Is this acceptable? Cool off and think about it, please. It's just my take, and my original inclination was to jump him as well... but I started thinking about vehicular assault etc.
Actually, Massad Ayob wouldn't agree with this! Crook the trigger finger just above the trigger guard with the edge of the finger nail caught on the forward part of the guard.... Though I disagree with the finger on the trigger, I take more issue with nobody stating where else to put it. (The current preferred method, dunndw, is to place your finger on the slide - yes, the slide - until ready to fire. This way, in a tense situation, the finger cannot snap back onto the trigger as it could when simply placed alongside the triggerguard as in years past.) ...
(Prevents your trigger finger from being suddenly twisted or broken if the gun is grabbed; and it, also, allow you to more instinctively reflex into the trigger pull whenever you're suddenly rushed, or surprised.)
At least this is what Mas is teaching, now. Do I agree? Well, I've been doing this - all on my own - for, at least, the past 20 years. I was, kind' a, shocked when Mas came out with this; I thought I was the only one; and, that I'd be better off just keeping my big mouth shut! (But, then again, I'm not Mas Ayoob!)
Got to Agree with Doc on this one ..
Sounds like dunndw needs some more training a lot of it and to calm his temper down.
As for the street racing its here nor there if he was trying just to get away fine but if he was screwing with them well then
I place it one of three places, depending. The first place would be on the left side of the frame (I'm a lefty), indexed on the little nub on the takedown latch. The second place I put it is alongside the trigger guard (up a threat level), and finally, the third place I put it, knowing that I'll fire, is inside the trigger guard, pressed forward, like I'm turning off a Garand's safety. This is only done when I'm static, and used to keep my finger off the trigger while I've got my sights on a nuisance animal waiting for a clear shot. I definitely don't recommend it for defense.
However, my whole point was education, not confiscation, and perhaps consider the points from a different perspective. Our ranks need all the help they can get, sir. I figure if he's not been to the funnyfarm or jail then he should be able to carry. It worked out OK in the old west. Darwin just had more opportunity to operate.
My intent certainly is not to cause any disruption nor flame anyone. This is as hot as I like things, and not for too long.
Perhaps we all should end this line of discussion (I'll make a new thread for this line) and get back to the original poster's question? Perhaps merge the threads if you have the software capability (I haven't checked the version here to see, not that it's my business anyway).

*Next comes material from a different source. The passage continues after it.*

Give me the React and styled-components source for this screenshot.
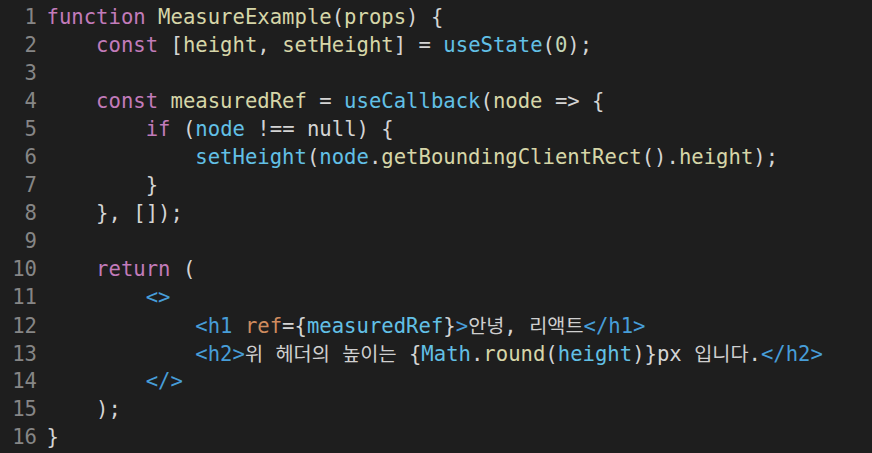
import React from "react";
import styled, { createGlobalStyle } from "styled-components";

const Global = createGlobalStyle`
  html, body { margin: 0; padding: 0; background: #1e1e1e; }
  body { width: 872px; height: 453px; overflow: hidden; }
`;

const COLORS = {
  kw: "#c27bba",
  fn: "#d6d6a8",
  var: "#62c0e6",
  tag: "#479dd8",
  attr: "#cf8b5e",
  plain: "#d4d4d4",
  num: "#c4d6b6",
};

const Editor = styled.div`
  box-sizing: border-box;
  width: 872px;
  height: 453px;
  background: #1e1e1e;
  padding-top: 3px;
  display: flex;
  flex-direction: column;
  font-family: "DejaVu Sans Mono", "Noto Sans CJK KR", monospace;
  font-size: 20.6px;
  line-height: 28px;
`;

const Line = styled.div`
  display: flex;
  height: 28px;
  align-items: baseline;
`;

const LineNo = styled.span`
  width: 37px;
  flex: none;
  text-align: right;
  color: #868686;
`;

const Code = styled.span`
  margin-left: 9.5px;
  white-space: pre;
  color: ${COLORS.plain};
`;

const Tok = styled.span`
  color: ${(p) => COLORS[p.$t] || COLORS.plain};
`;

const Ko = styled.span`
  font-family: "Noto Sans CJK KR", "DejaVu Sans Mono", sans-serif;
  font-size: 19.7px;
  color: #cfcfcf;
`;

const sp = (n) => " ".repeat(n);

const LINES = [
  [["kw", "function"], ["plain", " "], ["fn", "MeasureExample"], ["plain", "("], ["fn", "props"], ["plain", ") {"]],
  [["plain", sp(4)], ["kw", "const"], ["plain", " ["], ["fn", "height"], ["plain", ", "], ["fn", "setHeight"], ["plain", "] = "], ["var", "useState"], ["plain", "("], ["num", "0"], ["plain", ");"]],
  [],
  [["plain", sp(4)], ["kw", "const"], ["plain", " "], ["fn", "measuredRef"], ["plain", " = "], ["var", "useCallback"], ["plain", "("], ["fn", "node"], ["plain", " => {"]],
  [["plain", sp(8)], ["kw", "if"], ["plain", " ("], ["var", "node"], ["plain", " !== null) {"]],
  [["plain", sp(12)], ["var", "setHeight"], ["plain", "("], ["var", "node"], ["plain", "."], ["fn", "getBoundingClientRect"], ["plain", "()."], ["fn", "height"], ["plain", ");"]],
  [["plain", sp(8) + "}"]],
  [["plain", sp(4) + "}, []);"]],
  [],
  [["plain", sp(4)], ["kw", "return"], ["plain", " ("]],
  [["plain", sp(8)], ["tag", "<>"]],
  [["plain", sp(12)], ["tag", "<h1"], ["plain", " "], ["attr", "ref"], ["plain", "={"], ["var", "measuredRef"], ["plain", "}"], ["tag", ">"], ["ko", "안녕"], ["plain", ", "], ["ko", "리액트"], ["tag", "</h1>"]],
  [["plain", sp(12)], ["tag", "<h2>"], ["ko", "위"], ["plain", " "], ["ko", "헤더의"], ["plain", " "], ["ko", "높이는"], ["plain", " {"], ["var", "Math"], ["plain", "."], ["fn", "round"], ["plain", "("], ["var", "height"], ["plain", ")}px "], ["ko", "입니다"], ["plain", "."], ["tag", "</h2>"]],
  [["plain", sp(8)], ["tag", "</>"]],
  [["plain", sp(4) + ");"]],
  [["plain", "}"]],
];

export default function App() {
  return (
    <>
      <Global />
      <Editor>
        {LINES.map((toks, i) => (
          <Line key={i}>
            <LineNo>{i + 1}</LineNo>
            <Code>
              {toks.length === 0
                ? " "
                : toks.map(([t, s], j) =>
                    t === "ko" ? <Ko key={j}>{s}</Ko> : <Tok key={j} $t={t}>{s}</Tok>
                  )}
            </Code>
          </Line>
        ))}
      </Editor>
    </>
  );
}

Before I had my CHL and my first handgun, I was a bit of an aggressive driver. Fortunately, I don't have any stories to post here. However, quite a few things have since become apparent to me as I have become more aware of the tactical aspects of typical situations in my daily life. Two that are relevant here:
1) You can get yourself into an untenable situation as a result of ANY aggressive driving, including simply following too closely. You never know the state of mind of the guy in the other car - he could go into road rage mode without any warning at all. These days I tend to hang back a lot more. I used to push, push, push and I pissed a lot people off. (Not to mention that in Virginia "Aggressive Driving", a completely subjective judgement call on the part of the LEO, is a class 1 or 2 misdemeanor, resulting in a suspended drivers license, a mandatory court appearance, and a hefty fine. )
2) Following too closely into an intersection is a good way to set yourself up for one of the oldest insurance/lawsuit scams around where you are tricked into rear-ending the other car. Or even worse, you can get boxed in, stopped, and robbed or highjacked. Even at a stoplight, it's a good idea to leave some space in front and keep a clear lane alongside.
I used to be a relatively aggressive driver, but now I try to keep some space between me and all of the other cars on the road, use my turn signals, and generally be polite to the other drivers. Emphasis on the word 'try'.
Posted By Massad Ayoob On Glock Talk, 07/22/06:
“I prefer a crooked trigger finger with its tip on the frame above the trigger guard area, for four reasons.”
“In no particular order:”
“Straight finger by right handed shooters tends to apply pressure to the slide lock stud of a 1911, Hi-Power, some S&W’s and some other autos. If the gun is a bit loose, this can push the slide stop out enough that the pistol will lock up after the first shot. With crooked finger indexed behind this stud, pressure has no effect.”
“Long finger and short guard (i.e., a 1911 in a big man's hand) can slow a straight finger's access when a shot needs to be fired immediately to save a life. The crooked finger makes its way into the guard swiftly, unimpeded.”
“If straight finger slips down and shooter is startled, finger will be held taut for an instant on the front of the guard and then snap back straight into the trigger, with enough force to cause an unintentional discharge. This is why we teach at LFI that trigger finger resting on front of guard is unsafe. But if the same thing happens with crooked finger, the finger comes in ACROSS the trigger, greatly reducing the likelihood of unintended discharge.”
“If anyone who knows what he's doing tries to disarm you, he'll begin with a lateral strike to your pistol to get its muzzle off his midline. A straight finger will be hyper-extended and other fingers will sympathetically release, making it easier for him to disarm you and break your trigger finger in the bargain. If the finger is crooked, it can resist this pressure and prevent either injury or sympathetic release of other fingers of the grasping hand.”
“In the latter vein, another reason we teach firm grasp at all times is that a disarm attempt hitting the drawn gun by surprise is much more likely to succeed if the Good Guy or Gal is holding the pistol with 40% hand strength instead of maximum hand strength.”
“The concept is explained in greater detail in my book "StressFire."
Thanks for the update. I respect Ayoob but sometimes don't know where he stands.
When I referred to the takedown lever nub, I neglected to mention I use a Taurus 92, similar to a Beretta, and the nub is only a pivot which cannot be removed without some gunsmithing.